Sooner or later everyone will experience road rash, it’s a part of cycling, and almost a rite of passage into the cycling world. Road rash is never pleasant and can ruin what should have been a great day out on your bike. How you first handle your wounds will make all the difference in the amount of time it takes to recover. Treating the wounds correctly will save you a lot of pain and suffering if done the right way. Below are a few important tips when dealing with road rash to help make the process less painful and get you back on the road quicker.
Cleaning the Wound
Deciding if a trip to the emergency room is necessary can be a difficult decision, but if you think stitches are needed it’s best to let the professionals take a look. If you think the wound is not as severe and can be handled on your own with a couple trips to the pharmacy, the first step is to properly clean out the wound. Make sure to use clean drinking water and lightly scrub the dirt away. Be gentle with the road rash as the less hard scrubbing you can do the less agitated the wound will become which then can heal quicker. Another tip is to use a water bottle full of cool water and spray the wound out to avoid touching the open wound.
Bandaging the Road Rash
The severity of the road rash will decide what kind of bandages are best. Before bandaging the road rash, apply antibiotic ointment to the wound to decrease the chances of it getting infected. For less severe road rash some gauze and tape is all that is needed to cover the road rash properly. For more severe road rash applying a Tegaderm patch will be your best option. Remember to changes the bandages as needed and to clean up any drainage from the wounds to avoid messing up your clothes and bed sheets.
Keep An Eye Open
Any change in color or swelling in the days after the initial crash could be a sign of infection.

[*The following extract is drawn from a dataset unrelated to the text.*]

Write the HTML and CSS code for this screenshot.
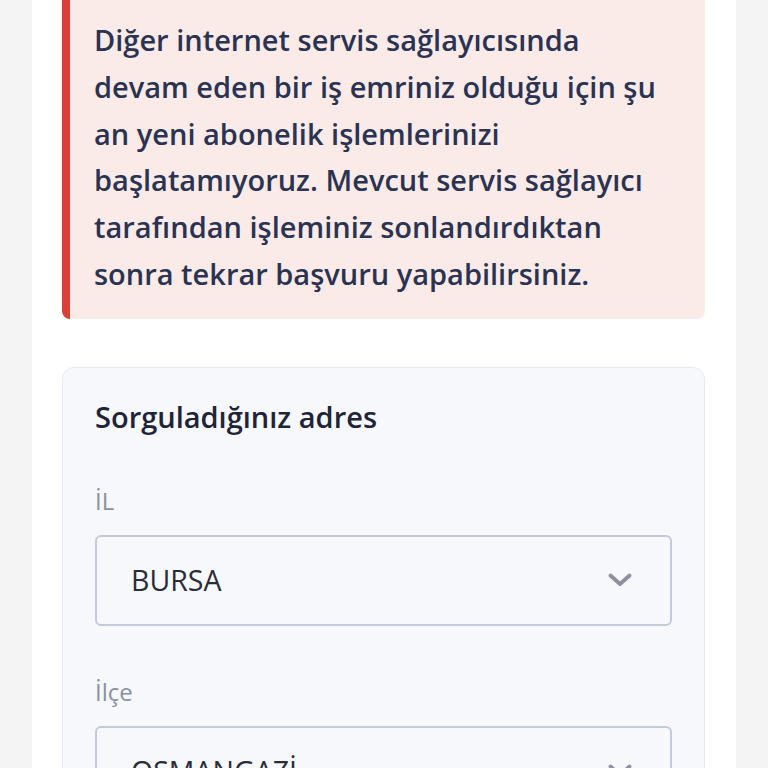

If you believe the road rash is infected do not hesitate going to the doctor’s office to have someone take a look. Sometimes no matter how diligent you may be with changing the bandages and applying antibiotic ointment the wound may still get infected. In this case an oral antibiotic and more serious bandaging should take care of the infection.
Avoid the Sun
To reduce the chance of having a lifetime scar, try to avoid the sun or apply a sunscreen to the wound once it is completely closed. Also, moisturizing the wound will help to avoid scaring. There are plenty of anti-scar creams available at the drug store so don’t hesitate picking one up and giving it a try; that is unless you think the scars are a sign of toughness. One of the more obvious tips to avoid scarring is to not pick at the scab, although it’s tempting. It is one of the worst things possible for your road rash. This can reopen the wound to bacteria and will greatly increase the chance of scaring and infection.
Common Myths About Road Rash
There are several myths out there about how to handle road rash, such as letting the wound air out and that alcohol will properly disinfect the wound. Letting your road rash air out is only exposing the wound to more bacteria and increasing the chances of infection. The open air is only delaying the healing process. Keeping the wound covered is a much better choice. According to WebMD, “Using hydrogen peroxide or rubbing alcohol to clean an injury can actually harm the tissue and delay healing. The best way to clean a minor wound is with cool running water and mild soap. Rinse the wound for at least five minutes to remove dirt, debris, and bacteria”. Many people do not know this about rubbing alcohol or hydrogen peroxide, but remember to stick with just clean water when dealing with road rash.
Hopefully the tips in this article never have to be used, but more than likely, they will. Now at least you will be prepared when dealing with road rash. If crashing is a common thing for you, a first aid kit stocked with all the necessary treatment options may be a wise investment. Also, always remember to wear your helmet, road rash can easily heal but your brain is a bit more fragile!